The outline of the affiliate relations story is much the same at the other networks, but for the last decade — the reverse comp era — I would say things have generally gone more smoothly at NBC. That may be because of Burke and Lazarus as Dietze says or, as others say, it may be because Comcast-NBCU has been under close scrutiny by antitrust regulators since the merger.

I think it has a lot to do with Dietze herself. Over the years, she has earned the respect, trust and the genuine affection of those who have sat across the table from her. I’ve never heard a negative word about her, and it is easy to find admirers.

“We’ve obviously had a lot of issues over they years and you didn’t always hear what you wanted to hear from her, but she was always an honest broker,” says Tegna CEO Dave Lougee, the current chairman of the NBC affiliate board.

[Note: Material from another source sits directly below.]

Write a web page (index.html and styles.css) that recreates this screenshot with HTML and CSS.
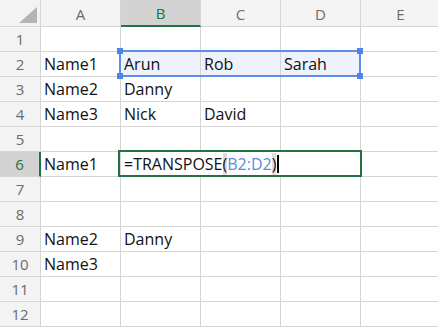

“She has just been a great communicator. She works hard to make sure that different parts of the network get the affiliates’ input on important issues.”

Dietze’s retirement has been in the works for several months. The top brass of NBCU, her NBC colleagues and many NBC affiliates turned out last November to honor her at a dinner in New York.

At its NAB breakfast next month, the Broadcasters Foundation of America, will present her with a Leadership Award.

That will be an opportunity for the industry to recognize her prominent role in maintaining the network-affiliate partnership that continues to distinguish broadcasting and just might save it.